Does Crohn's Disease Affect Your Birth Plan?

When I fell pregnant a year or so ago, one of the first questions I had was about how my Crohn's disease would affect my pregnancy, birth, and beyond. In my case, I already knew the answer to at least part of the question.

High-risk pregnancy label with Crohn's

When I was first diagnosed with perianal disease, I was told that if I had a child in the future (which seemed such a long way off then!), that I would need an elective c-section. I won't lie, I did feel early on during the pregnancy that I missed out a little by almost 'knowing' the way my birth would go (although I would soon learn that no woman can ever really prepare for such a milestone!!) and that I wouldn't experience those things I'd seen in the movies: like my waters breaking in the shopping center or a crazy dash to the hospital at 90 miles per hour! However, at my first appointment, I also learned that my Crohn's disease would shape my pregnancy too. Just like that, without so much of a blood test or a scan, I received my first label: high risk.

It seems odd my pregnancy could be predetermined in such a way by illness, especially when it turned out, my pregnancy turned out to be completely textbook. Although the label wasn't ideal, I was grateful for the consultant care, close attention and extra scans this entitled me to on the NHS. After all, which mom doesn't like the feeling that they are getting the best care for their little one.

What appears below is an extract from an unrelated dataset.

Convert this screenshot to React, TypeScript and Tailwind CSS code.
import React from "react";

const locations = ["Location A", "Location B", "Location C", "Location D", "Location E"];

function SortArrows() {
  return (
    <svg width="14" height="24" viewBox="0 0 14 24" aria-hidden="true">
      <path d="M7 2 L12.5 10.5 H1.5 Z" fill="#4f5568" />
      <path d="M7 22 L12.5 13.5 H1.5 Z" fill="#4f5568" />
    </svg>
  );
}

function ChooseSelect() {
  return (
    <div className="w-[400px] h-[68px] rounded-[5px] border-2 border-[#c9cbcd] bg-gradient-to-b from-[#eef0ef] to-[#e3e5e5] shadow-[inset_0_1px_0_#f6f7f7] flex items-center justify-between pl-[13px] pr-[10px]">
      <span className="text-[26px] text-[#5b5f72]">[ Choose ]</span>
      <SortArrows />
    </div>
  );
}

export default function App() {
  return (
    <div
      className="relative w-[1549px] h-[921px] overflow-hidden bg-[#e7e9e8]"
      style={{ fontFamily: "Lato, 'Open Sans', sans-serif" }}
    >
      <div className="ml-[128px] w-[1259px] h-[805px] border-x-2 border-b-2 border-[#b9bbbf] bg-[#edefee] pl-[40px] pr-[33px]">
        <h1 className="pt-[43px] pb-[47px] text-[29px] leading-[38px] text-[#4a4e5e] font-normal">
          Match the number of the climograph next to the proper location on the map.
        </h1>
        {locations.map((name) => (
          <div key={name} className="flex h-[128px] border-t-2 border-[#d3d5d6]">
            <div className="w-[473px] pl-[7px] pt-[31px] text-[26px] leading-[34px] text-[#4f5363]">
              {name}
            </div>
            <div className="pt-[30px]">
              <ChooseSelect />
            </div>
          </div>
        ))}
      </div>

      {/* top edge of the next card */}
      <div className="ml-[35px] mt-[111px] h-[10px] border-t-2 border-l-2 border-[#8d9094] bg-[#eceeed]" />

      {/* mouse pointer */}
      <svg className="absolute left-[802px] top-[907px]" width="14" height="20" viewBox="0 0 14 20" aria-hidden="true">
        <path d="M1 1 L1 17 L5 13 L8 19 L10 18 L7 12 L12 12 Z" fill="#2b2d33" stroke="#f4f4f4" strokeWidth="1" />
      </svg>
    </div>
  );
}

Yet, five months on, I was also keen to hear more from other women about their birth experiences and whether having Crohn's disease always means you're at high risk, restricts our choices and stops women from having the labor they'd like-or were things like home birth and water births still possible? I spoke to a few IBD moms to find out...

What other IBD moms shared about their birth

The home birth

Mom of three Sam from the UK has Crohn's disease and explains that after having her first in the hospital, she managed to have her second and third babies as water births in her own home.

The induction

Some moms might find themselves being induced: to either ensure the safety of their baby or for their own health needs. "Pancolitis hospitalized me for 2 weeks at 19 weeks so I ended up on Remicade and I later developed diabetes from Prednisone. I was induced at 38 weeks due to my Crohn's but this failed and I ended up in a c-section 36 hours later," explains Sarah. Sadly, Sarah also developed medically induced lupus postpartum from the Remicade but this did go away when she stopped the medication.

The water birth

Jennifer was pleased that having Crohn's just meant she was more regularly monitored during pregnancy but didn't affect her births in any way. While she needed a planned c-section for her second (due to being breech), she was able to have a water birth with her first child. "The water birth was amazing, it helped me so much!" she adds. The only thing Jennifer noted was that she had to have Oramoph as pain relief as Ibuprofen wasn't allowed.

The 'regular' birth

Angela gave birth to her son 13 months ago and is happy to report that despite too having the 'high risk' label, she had an entirely complication-free pregnancy and had a regular vaginal birth with an epidural. "I am totally healthy with the one major exception being Crohn's disease. My son is now 13 months and has been super healthy since the beginning," she adds.

Gas and air x4!

Hollie, who has Crohn's disease, has been blessed with four beautiful babies...all being natural babies with gas and air! Luckily for Hollie, all were fast labors! Hollie explains that despite being lucky enough to have four quick and calm labours, her Crohn's has been more erratic when pregnant. In her first pregnancy, her Crohn's flared throughout, whilst in her 2nd she flared after building up Humira antibodies. Her 3rd pregnancy also saw her Crohn's flare, whilst her fourth was calmer thanks to Infliximab.

The traumatic birth

Kerlynn has ulcerative colitis and believes her traumatic birth, in which her baby arrived six weeks early, is due to the fact she flared in the second period and her midwife and medical team didn't intervene. "I should never have had a natural birth and had more care during pregnancy," she adds.

As you can see, the experience of moms with Crohn's range from completely natural births at home to c-sections and inductions. It just shows how wide-ranging Crohn's disease and UC can be!